New Editorial Image

This image ran with a feature in Fire Chief magazine last month (9/10) and I shot the image specifically for editorial use to go with either radios, communications, or incident command.


I thought I would talk about shooting both photojournalism and editorial images at the same time, much of it overlaps, but there is a lot of very deliberate action involved as well.


Firstly, when I am covering an incident, whether it be fire, accident, shooting, explosion, whatever..... I am there to document the scene as it is. As a photojournalist, I have a story to tell. The images show emotions, they show damage, they visually describe what is happening, drama and passion make for compelling imagery. Sometimes, you get lucky when one of those images fits perfectly with an editorial assignment, or other assignment later on, however, I ALSO need to create editorial images while I am there, with specific subjects in mind.


Editorial imagery is also telling a story, though, it may or may not be the same story you are telling as a photojournalist. Let me explain using this image I shot for Fire Chief as an example.


As a documentary image, you see action and drama in the background, smoke, fire hoses, and in the foreground are two officers, analyzing the situation, exhausted. Their faces are red from the heat, sweat pouring from their faces.... it's hot, it's unfolding right in front of you. That is photojournalism... THIS story is about two officers directing their men in an intense situation. Your audience is pulled into the moment and wants to know, "What happened, where did it happen, when did it happen?".


NOW... as an editorial image. The editorial audience are senior fire officers who have been in this situation a thousand times, it's not drama to them, it's just a glimpse into a single incident that those crews handled that day. This audience looks at the image and begin to discuss tactics and communications, and leadership. The image immediate reminds them of the stress of communicating effectively in tactical situations.


Of course, this is no rule, but what you often see is that in photojournalism the image describes an event, while and editorial image illustrates a specific subject. Some images can overlap, some are carefully planned and executed.
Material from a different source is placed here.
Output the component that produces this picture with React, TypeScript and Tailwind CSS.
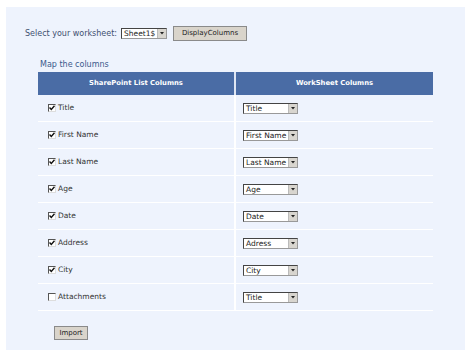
import React from 'react'

const rows = [
  { label: 'Title', value: 'Title', checked: true },
  { label: 'First Name', value: 'First Name', checked: true },
  { label: 'Last Name', value: 'Last Name', checked: true },
  { label: 'Age', value: 'Age', checked: true },
  { label: 'Date', value: 'Date', checked: true },
  { label: 'Address', value: 'Adress', checked: true },
  { label: 'City', value: 'City', checked: true },
  { label: 'Attachments', value: 'Title', checked: false }
]

function CheckBox({ checked }: { checked: boolean }) {
  return (
    <div className="flex h-[8px] w-[8px] items-center justify-center border-t border-l border-t-[#555] border-l-[#555] border-b border-r border-b-[#ddd] border-r-[#ddd] bg-white">
      {checked && (
        <svg width="6" height="6" viewBox="0 0 6 6">
          <path d="M0.5 2.5 L2.3 4.5 L5.5 0.8" stroke="#111" strokeWidth="1.4" fill="none" />
        </svg>
      )}
    </div>
  )
}

function FakeSelect({ value, width }: { value: string; width: string }) {
  return (
    <div className={`flex h-[11px] items-stretch border-t border-l border-t-[#444] border-l-[#444] border-b border-r border-b-[#999] border-r-[#999] bg-white ${width}`}>
      <span className="flex-1 truncate pl-[2px] text-[7.5px] leading-[10px] text-[#222]">{value}</span>
      <span className="flex w-[9px] items-center justify-center border-l border-[#bbb] bg-[#d8d5cf]">
        <svg width="4" height="3" viewBox="0 0 4 3">
          <path d="M0 0 L4 0 L2 2.5 Z" fill="#222" />
        </svg>
      </span>
    </div>
  )
}

export default function App() {
  return (
    <div className="h-[350px] w-[474px] overflow-hidden bg-white font-['DejaVu_Sans',sans-serif]">
      <div className="ml-[6px] mt-[7px] h-[343px] w-[459px] bg-[#eef3fd] pt-[19px]">
        <div className="flex items-center pl-[19px]">
          <span className="text-[8px] text-[#3f5070]">Select your worksheet:</span>
          <div className="ml-[4px]">
            <FakeSelect value="Sheet1$" width="w-[46px]" />
          </div>
          <button className="ml-[6px] h-[15px] w-[74px] border border-[#8a8a8a] bg-[#d9d4cb] text-[7px] text-[#222]">
            DisplayColumns
          </button>
        </div>

        <div className="ml-[34px] mt-[18px] text-[8px] text-[#3b5a8c]">Map the columns</div>

        <div className="ml-[32px] mt-[1px] w-[395px]">
          <div className="grid h-[23px] grid-cols-[198px_197px] bg-[#4a6ca5]">
            <div className="flex items-center justify-center border-r-2 border-[#dfe6f3] text-[6.8px] font-bold text-white">
              SharePoint List Columns
            </div>
            <div className="flex items-center justify-center text-[6.8px] font-bold text-white">WorkSheet Columns</div>
          </div>
          {rows.map((r) => (
            <div key={r.label} className="grid h-[27px] grid-cols-[198px_197px] border-b border-white">
              <div className="flex items-center gap-[2px] border-r-2 border-white pl-[10px]">
                <CheckBox checked={r.checked} />
                <span className="text-[7.5px] text-[#333]">{r.label}</span>
              </div>
              <div className="flex items-center pl-[7px]">
                <FakeSelect value={r.value} width="w-[55px]" />
              </div>
            </div>
          ))}
        </div>

        <button className="ml-[48px] mt-[15px] h-[14px] w-[34px] border border-[#8a8a8a] bg-[#d9d4cb] text-[7px] text-[#222]">
          Import
        </button>
      </div>
    </div>
  )
}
When I am shooting images with a focus on editorial usage later on, I am thinking in terms of subjects, such as 'apparatus staging,' 'extrication equipment,' 'incident command,' 'communications,' etc. I know that an article about where to stage your ladder or engine at a roll-over on the highway will focus on the safety of those at the scene, and building a box of vehicles around the scene to protect it. If I want to photograph that, I need an angle showing just that, maybe a high vantage point that shows the trucks parked in such a way that if a vehicle were to crash into the fire truck, none of the crews working the scene would have been in any danger. if that makes sense? Editorial photography illustrates a subject.

This image illustrates exactly what I was describing. In this photo, in Mesa, AZ., a city bus was on fire on the highway. The bus in on the shoulder on the left side. Look closely at the trucks in the image, they are positioned to push traffic away from the scene, and to build a protective box for the firefighters working on the bus fire. Without the box, a distracted driver can hit and kill a firefighter, with the box in place, the distracted driver would hit the trucks, and not the fire crews themselves.
YES, this image overlaps. Its photojournalism because it tells the story of the incident, but it is editorial because it illustrates exactly how to place your apparatus.